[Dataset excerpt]

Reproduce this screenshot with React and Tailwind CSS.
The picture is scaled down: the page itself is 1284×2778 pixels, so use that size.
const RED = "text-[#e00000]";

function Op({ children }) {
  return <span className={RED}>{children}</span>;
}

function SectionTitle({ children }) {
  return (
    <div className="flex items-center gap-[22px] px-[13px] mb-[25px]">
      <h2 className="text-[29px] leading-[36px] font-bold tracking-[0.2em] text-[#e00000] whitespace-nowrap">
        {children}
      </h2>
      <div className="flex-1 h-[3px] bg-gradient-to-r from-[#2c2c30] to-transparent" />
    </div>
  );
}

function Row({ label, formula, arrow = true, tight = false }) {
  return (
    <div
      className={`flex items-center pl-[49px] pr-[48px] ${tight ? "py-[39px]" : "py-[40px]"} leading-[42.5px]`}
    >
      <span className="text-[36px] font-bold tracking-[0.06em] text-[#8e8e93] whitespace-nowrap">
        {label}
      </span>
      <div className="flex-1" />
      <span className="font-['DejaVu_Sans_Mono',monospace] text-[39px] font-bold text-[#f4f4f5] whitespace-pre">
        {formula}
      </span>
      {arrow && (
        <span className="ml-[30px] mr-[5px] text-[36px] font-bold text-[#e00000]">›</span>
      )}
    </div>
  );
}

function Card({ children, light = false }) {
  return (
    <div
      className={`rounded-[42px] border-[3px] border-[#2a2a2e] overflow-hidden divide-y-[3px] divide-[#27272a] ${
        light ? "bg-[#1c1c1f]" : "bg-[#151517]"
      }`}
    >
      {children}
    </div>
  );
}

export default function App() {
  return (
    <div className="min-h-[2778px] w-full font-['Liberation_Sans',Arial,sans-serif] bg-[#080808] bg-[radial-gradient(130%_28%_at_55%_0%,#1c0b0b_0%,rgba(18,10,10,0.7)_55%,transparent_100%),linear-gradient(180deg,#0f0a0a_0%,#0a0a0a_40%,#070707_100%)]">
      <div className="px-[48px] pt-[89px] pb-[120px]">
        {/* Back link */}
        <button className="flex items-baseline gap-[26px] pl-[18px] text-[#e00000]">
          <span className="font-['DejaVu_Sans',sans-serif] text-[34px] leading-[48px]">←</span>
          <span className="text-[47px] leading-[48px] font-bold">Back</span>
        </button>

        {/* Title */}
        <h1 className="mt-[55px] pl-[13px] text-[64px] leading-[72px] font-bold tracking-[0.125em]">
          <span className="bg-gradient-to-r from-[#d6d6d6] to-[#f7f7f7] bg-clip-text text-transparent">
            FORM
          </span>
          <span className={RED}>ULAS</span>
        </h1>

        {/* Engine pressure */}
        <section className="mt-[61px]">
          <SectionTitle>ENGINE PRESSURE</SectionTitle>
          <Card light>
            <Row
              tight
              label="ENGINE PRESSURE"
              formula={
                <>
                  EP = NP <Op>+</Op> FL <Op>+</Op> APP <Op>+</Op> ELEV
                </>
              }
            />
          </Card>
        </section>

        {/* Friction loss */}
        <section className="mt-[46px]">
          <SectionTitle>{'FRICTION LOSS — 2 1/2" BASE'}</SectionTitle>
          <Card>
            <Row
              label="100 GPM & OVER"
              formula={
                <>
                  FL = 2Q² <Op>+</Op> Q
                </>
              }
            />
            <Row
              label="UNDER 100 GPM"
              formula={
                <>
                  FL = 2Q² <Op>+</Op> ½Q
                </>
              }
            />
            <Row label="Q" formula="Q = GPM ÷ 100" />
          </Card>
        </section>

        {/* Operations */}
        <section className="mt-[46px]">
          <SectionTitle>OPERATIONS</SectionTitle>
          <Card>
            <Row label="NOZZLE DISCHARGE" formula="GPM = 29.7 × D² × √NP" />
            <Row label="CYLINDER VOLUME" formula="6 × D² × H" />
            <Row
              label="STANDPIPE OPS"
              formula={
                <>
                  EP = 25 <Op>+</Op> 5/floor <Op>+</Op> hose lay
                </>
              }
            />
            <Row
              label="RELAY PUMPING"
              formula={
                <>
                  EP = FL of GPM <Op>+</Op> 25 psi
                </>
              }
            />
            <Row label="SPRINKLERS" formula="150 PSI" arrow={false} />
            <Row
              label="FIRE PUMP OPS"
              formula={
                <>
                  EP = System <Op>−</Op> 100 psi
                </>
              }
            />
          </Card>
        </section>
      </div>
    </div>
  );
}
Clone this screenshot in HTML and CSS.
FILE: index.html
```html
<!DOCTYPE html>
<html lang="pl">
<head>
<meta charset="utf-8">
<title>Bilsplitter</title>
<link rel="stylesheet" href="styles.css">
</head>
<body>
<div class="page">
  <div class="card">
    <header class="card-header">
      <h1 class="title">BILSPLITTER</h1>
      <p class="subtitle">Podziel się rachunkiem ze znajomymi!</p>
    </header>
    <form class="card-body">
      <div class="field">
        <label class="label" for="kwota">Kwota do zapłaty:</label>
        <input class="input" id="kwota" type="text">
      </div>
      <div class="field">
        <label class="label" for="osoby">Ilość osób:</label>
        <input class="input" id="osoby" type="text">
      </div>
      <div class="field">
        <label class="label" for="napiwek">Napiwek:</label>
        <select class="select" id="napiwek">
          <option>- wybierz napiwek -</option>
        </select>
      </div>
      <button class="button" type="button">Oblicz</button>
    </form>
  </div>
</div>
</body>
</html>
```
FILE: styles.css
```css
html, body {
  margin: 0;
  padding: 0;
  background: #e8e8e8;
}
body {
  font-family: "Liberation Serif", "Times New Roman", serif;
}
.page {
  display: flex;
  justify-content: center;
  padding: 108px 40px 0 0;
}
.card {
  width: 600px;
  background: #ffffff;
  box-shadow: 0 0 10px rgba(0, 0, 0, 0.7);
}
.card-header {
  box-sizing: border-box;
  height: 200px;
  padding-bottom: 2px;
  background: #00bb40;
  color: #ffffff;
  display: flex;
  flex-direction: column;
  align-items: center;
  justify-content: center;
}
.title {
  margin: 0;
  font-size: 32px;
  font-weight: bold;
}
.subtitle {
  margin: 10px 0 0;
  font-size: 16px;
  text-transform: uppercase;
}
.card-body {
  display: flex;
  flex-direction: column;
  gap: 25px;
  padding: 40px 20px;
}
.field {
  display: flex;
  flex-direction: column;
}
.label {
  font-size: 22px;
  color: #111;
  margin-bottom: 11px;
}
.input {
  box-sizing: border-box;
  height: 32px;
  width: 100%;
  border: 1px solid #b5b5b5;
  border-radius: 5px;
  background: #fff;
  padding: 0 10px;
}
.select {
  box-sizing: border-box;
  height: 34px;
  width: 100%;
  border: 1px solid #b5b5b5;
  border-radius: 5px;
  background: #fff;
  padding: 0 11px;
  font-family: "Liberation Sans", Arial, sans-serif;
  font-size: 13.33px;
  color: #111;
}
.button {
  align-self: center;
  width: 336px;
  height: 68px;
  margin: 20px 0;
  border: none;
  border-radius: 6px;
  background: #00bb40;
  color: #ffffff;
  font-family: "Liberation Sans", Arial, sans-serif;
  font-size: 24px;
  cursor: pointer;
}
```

• Stated problem: Exactly reproduce the material above.

• Worked solution:
Reproduce this screenshot with React and Tailwind CSS.
The picture is scaled down: the page itself is 1284×2778 pixels, so use that size.
const RED = "text-[#e00000]";

function Op({ children }) {
  return <span className={RED}>{children}</span>;
}

function SectionTitle({ children }) {
  return (
    <div className="flex items-center gap-[22px] px-[13px] mb-[25px]">
      <h2 className="text-[29px] leading-[36px] font-bold tracking-[0.2em] text-[#e00000] whitespace-nowrap">
        {children}
      </h2>
      <div className="flex-1 h-[3px] bg-gradient-to-r from-[#2c2c30] to-transparent" />
    </div>
  );
}

function Row({ label, formula, arrow = true, tight = false }) {
  return (
    <div
      className={`flex items-center pl-[49px] pr-[48px] ${tight ? "py-[39px]" : "py-[40px]"} leading-[42.5px]`}
    >
      <span className="text-[36px] font-bold tracking-[0.06em] text-[#8e8e93] whitespace-nowrap">
        {label}
      </span>
      <div className="flex-1" />
      <span className="font-['DejaVu_Sans_Mono',monospace] text-[39px] font-bold text-[#f4f4f5] whitespace-pre">
        {formula}
      </span>
      {arrow && (
        <span className="ml-[30px] mr-[5px] text-[36px] font-bold text-[#e00000]">›</span>
      )}
    </div>
  );
}

function Card({ children, light = false }) {
  return (
    <div
      className={`rounded-[42px] border-[3px] border-[#2a2a2e] overflow-hidden divide-y-[3px] divide-[#27272a] ${
        light ? "bg-[#1c1c1f]" : "bg-[#151517]"
      }`}
    >
      {children}
    </div>
  );
}

export default function App() {
  return (
    <div className="min-h-[2778px] w-full font-['Liberation_Sans',Arial,sans-serif] bg-[#080808] bg-[radial-gradient(130%_28%_at_55%_0%,#1c0b0b_0%,rgba(18,10,10,0.7)_55%,transparent_100%),linear-gradient(180deg,#0f0a0a_0%,#0a0a0a_40%,#070707_100%)]">
      <div className="px-[48px] pt-[89px] pb-[120px]">
        {/* Back link */}
        <button className="flex items-baseline gap-[26px] pl-[18px] text-[#e00000]">
          <span className="font-['DejaVu_Sans',sans-serif] text-[34px] leading-[48px]">←</span>
          <span className="text-[47px] leading-[48px] font-bold">Back</span>
        </button>

        {/* Title */}
        <h1 className="mt-[55px] pl-[13px] text-[64px] leading-[72px] font-bold tracking-[0.125em]">
          <span className="bg-gradient-to-r from-[#d6d6d6] to-[#f7f7f7] bg-clip-text text-transparent">
            FORM
          </span>
          <span className={RED}>ULAS</span>
        </h1>

        {/* Engine pressure */}
        <section className="mt-[61px]">
          <SectionTitle>ENGINE PRESSURE</SectionTitle>
          <Card light>
            <Row
              tight
              label="ENGINE PRESSURE"
              formula={
                <>
                  EP = NP <Op>+</Op> FL <Op>+</Op> APP <Op>+</Op> ELEV
                </>
              }
            />
          </Card>
        </section>

        {/* Friction loss */}
        <section className="mt-[46px]">
          <SectionTitle>{'FRICTION LOSS — 2 1/2" BASE'}</SectionTitle>
          <Card>
            <Row
              label="100 GPM & OVER"
              formula={
                <>
                  FL = 2Q² <Op>+</Op> Q
                </>
              }
            />
            <Row
              label="UNDER 100 GPM"
              formula={
                <>
                  FL = 2Q² <Op>+</Op> ½Q
                </>
              }
            />
            <Row label="Q" formula="Q = GPM ÷ 100" />
          </Card>
        </section>

        {/* Operations */}
        <section className="mt-[46px]">
          <SectionTitle>OPERATIONS</SectionTitle>
          <Card>
            <Row label="NOZZLE DISCHARGE" formula="GPM = 29.7 × D² × √NP" />
            <Row label="CYLINDER VOLUME" formula="6 × D² × H" />
            <Row
              label="STANDPIPE OPS"
              formula={
                <>
                  EP = 25 <Op>+</Op> 5/floor <Op>+</Op> hose lay
                </>
              }
            />
            <Row
              label="RELAY PUMPING"
              formula={
                <>
                  EP = FL of GPM <Op>+</Op> 25 psi
                </>
              }
            />
            <Row label="SPRINKLERS" formula="150 PSI" arrow={false} />
            <Row
              label="FIRE PUMP OPS"
              formula={
                <>
                  EP = System <Op>−</Op> 100 psi
                </>
              }
            />
          </Card>
        </section>
      </div>
    </div>
  );
}
Clone this screenshot in HTML and CSS.
FILE: index.html
```html
<!DOCTYPE html>
<html lang="pl">
<head>
<meta charset="utf-8">
<title>Bilsplitter</title>
<link rel="stylesheet" href="styles.css">
</head>
<body>
<div class="page">
  <div class="card">
    <header class="card-header">
      <h1 class="title">BILSPLITTER</h1>
      <p class="subtitle">Podziel się rachunkiem ze znajomymi!</p>
    </header>
    <form class="card-body">
      <div class="field">
        <label class="label" for="kwota">Kwota do zapłaty:</label>
        <input class="input" id="kwota" type="text">
      </div>
      <div class="field">
        <label class="label" for="osoby">Ilość osób:</label>
        <input class="input" id="osoby" type="text">
      </div>
      <div class="field">
        <label class="label" for="napiwek">Napiwek:</label>
        <select class="select" id="napiwek">
          <option>- wybierz napiwek -</option>
        </select>
      </div>
      <button class="button" type="button">Oblicz</button>
    </form>
  </div>
</div>
</body>
</html>
```
FILE: styles.css
```css
html, body {
  margin: 0;
  padding: 0;
  background: #e8e8e8;
}
body {
  font-family: "Liberation Serif", "Times New Roman", serif;
}
.page {
  display: flex;
  justify-content: center;
  padding: 108px 40px 0 0;
}
.card {
  width: 600px;
  background: #ffffff;
  box-shadow: 0 0 10px rgba(0, 0, 0, 0.7);
}
.card-header {
  box-sizing: border-box;
  height: 200px;
  padding-bottom: 2px;
  background: #00bb40;
  color: #ffffff;
  display: flex;
  flex-direction: column;
  align-items: center;
  justify-content: center;
}
.title {
  margin: 0;
  font-size: 32px;
  font-weight: bold;
}
.subtitle {
  margin: 10px 0 0;
  font-size: 16px;
  text-transform: uppercase;
}
.card-body {
  display: flex;
  flex-direction: column;
  gap: 25px;
  padding: 40px 20px;
}
.field {
  display: flex;
  flex-direction: column;
}
.label {
  font-size: 22px;
  color: #111;
  margin-bottom: 11px;
}
.input {
  box-sizing: border-box;
  height: 32px;
  width: 100%;
  border: 1px solid #b5b5b5;
  border-radius: 5px;
  background: #fff;
  padding: 0 10px;
}
.select {
  box-sizing: border-box;
  height: 34px;
  width: 100%;
  border: 1px solid #b5b5b5;
  border-radius: 5px;
  background: #fff;
  padding: 0 11px;
  font-family: "Liberation Sans", Arial, sans-serif;
  font-size: 13.33px;
  color: #111;
}
.button {
  align-self: center;
  width: 336px;
  height: 68px;
  margin: 20px 0;
  border: none;
  border-radius: 6px;
  background: #00bb40;
  color: #ffffff;
  font-family: "Liberation Sans", Arial, sans-serif;
  font-size: 24px;
  cursor: pointer;
}
```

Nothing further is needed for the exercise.